> PROBLEM TO SOLVE
All the data should come back exactly as it was given.
:::
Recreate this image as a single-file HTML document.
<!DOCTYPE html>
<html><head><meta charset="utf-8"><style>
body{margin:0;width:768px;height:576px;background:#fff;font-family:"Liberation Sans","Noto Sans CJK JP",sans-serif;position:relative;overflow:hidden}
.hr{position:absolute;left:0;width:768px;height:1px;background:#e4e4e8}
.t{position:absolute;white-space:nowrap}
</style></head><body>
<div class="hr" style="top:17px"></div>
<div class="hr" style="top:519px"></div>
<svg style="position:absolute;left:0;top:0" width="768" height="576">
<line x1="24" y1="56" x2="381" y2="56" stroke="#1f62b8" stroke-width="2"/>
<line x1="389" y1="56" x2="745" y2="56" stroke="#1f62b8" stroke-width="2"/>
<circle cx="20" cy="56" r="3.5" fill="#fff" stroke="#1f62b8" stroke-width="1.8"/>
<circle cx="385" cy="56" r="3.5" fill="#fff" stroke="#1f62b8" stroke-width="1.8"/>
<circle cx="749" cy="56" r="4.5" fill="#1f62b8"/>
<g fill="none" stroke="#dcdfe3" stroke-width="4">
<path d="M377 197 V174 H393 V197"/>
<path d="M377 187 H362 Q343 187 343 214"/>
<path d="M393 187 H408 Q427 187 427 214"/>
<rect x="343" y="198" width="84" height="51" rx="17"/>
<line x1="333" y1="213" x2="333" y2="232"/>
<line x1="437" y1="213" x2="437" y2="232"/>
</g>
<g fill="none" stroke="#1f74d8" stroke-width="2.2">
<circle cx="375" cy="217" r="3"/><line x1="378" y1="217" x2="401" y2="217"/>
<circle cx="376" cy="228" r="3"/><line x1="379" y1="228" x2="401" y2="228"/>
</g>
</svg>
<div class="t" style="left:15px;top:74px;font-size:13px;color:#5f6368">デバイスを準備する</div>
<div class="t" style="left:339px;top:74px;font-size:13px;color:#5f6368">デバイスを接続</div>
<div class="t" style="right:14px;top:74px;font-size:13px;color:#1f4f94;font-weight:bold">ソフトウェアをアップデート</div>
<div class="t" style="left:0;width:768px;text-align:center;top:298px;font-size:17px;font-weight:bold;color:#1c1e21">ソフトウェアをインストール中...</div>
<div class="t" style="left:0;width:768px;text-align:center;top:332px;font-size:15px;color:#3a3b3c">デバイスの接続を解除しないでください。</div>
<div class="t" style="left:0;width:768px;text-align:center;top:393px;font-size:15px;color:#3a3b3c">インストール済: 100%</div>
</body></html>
:::
> THE SOLUTION
Recreate this image as a single-file HTML document.
<!DOCTYPE html>
<html><head><meta charset="utf-8"><style>
body{margin:0;width:768px;height:576px;background:#fff;font-family:"Liberation Sans","Noto Sans CJK JP",sans-serif;position:relative;overflow:hidden}
.hr{position:absolute;left:0;width:768px;height:1px;background:#e4e4e8}
.t{position:absolute;white-space:nowrap}
</style></head><body>
<div class="hr" style="top:17px"></div>
<div class="hr" style="top:519px"></div>
<svg style="position:absolute;left:0;top:0" width="768" height="576">
<line x1="24" y1="56" x2="381" y2="56" stroke="#1f62b8" stroke-width="2"/>
<line x1="389" y1="56" x2="745" y2="56" stroke="#1f62b8" stroke-width="2"/>
<circle cx="20" cy="56" r="3.5" fill="#fff" stroke="#1f62b8" stroke-width="1.8"/>
<circle cx="385" cy="56" r="3.5" fill="#fff" stroke="#1f62b8" stroke-width="1.8"/>
<circle cx="749" cy="56" r="4.5" fill="#1f62b8"/>
<g fill="none" stroke="#dcdfe3" stroke-width="4">
<path d="M377 197 V174 H393 V197"/>
<path d="M377 187 H362 Q343 187 343 214"/>
<path d="M393 187 H408 Q427 187 427 214"/>
<rect x="343" y="198" width="84" height="51" rx="17"/>
<line x1="333" y1="213" x2="333" y2="232"/>
<line x1="437" y1="213" x2="437" y2="232"/>
</g>
<g fill="none" stroke="#1f74d8" stroke-width="2.2">
<circle cx="375" cy="217" r="3"/><line x1="378" y1="217" x2="401" y2="217"/>
<circle cx="376" cy="228" r="3"/><line x1="379" y1="228" x2="401" y2="228"/>
</g>
</svg>
<div class="t" style="left:15px;top:74px;font-size:13px;color:#5f6368">デバイスを準備する</div>
<div class="t" style="left:339px;top:74px;font-size:13px;color:#5f6368">デバイスを接続</div>
<div class="t" style="right:14px;top:74px;font-size:13px;color:#1f4f94;font-weight:bold">ソフトウェアをアップデート</div>
<div class="t" style="left:0;width:768px;text-align:center;top:298px;font-size:17px;font-weight:bold;color:#1c1e21">ソフトウェアをインストール中...</div>
<div class="t" style="left:0;width:768px;text-align:center;top:332px;font-size:15px;color:#3a3b3c">デバイスの接続を解除しないでください。</div>
<div class="t" style="left:0;width:768px;text-align:center;top:393px;font-size:15px;color:#3a3b3c">インストール済: 100%</div>
</body></html>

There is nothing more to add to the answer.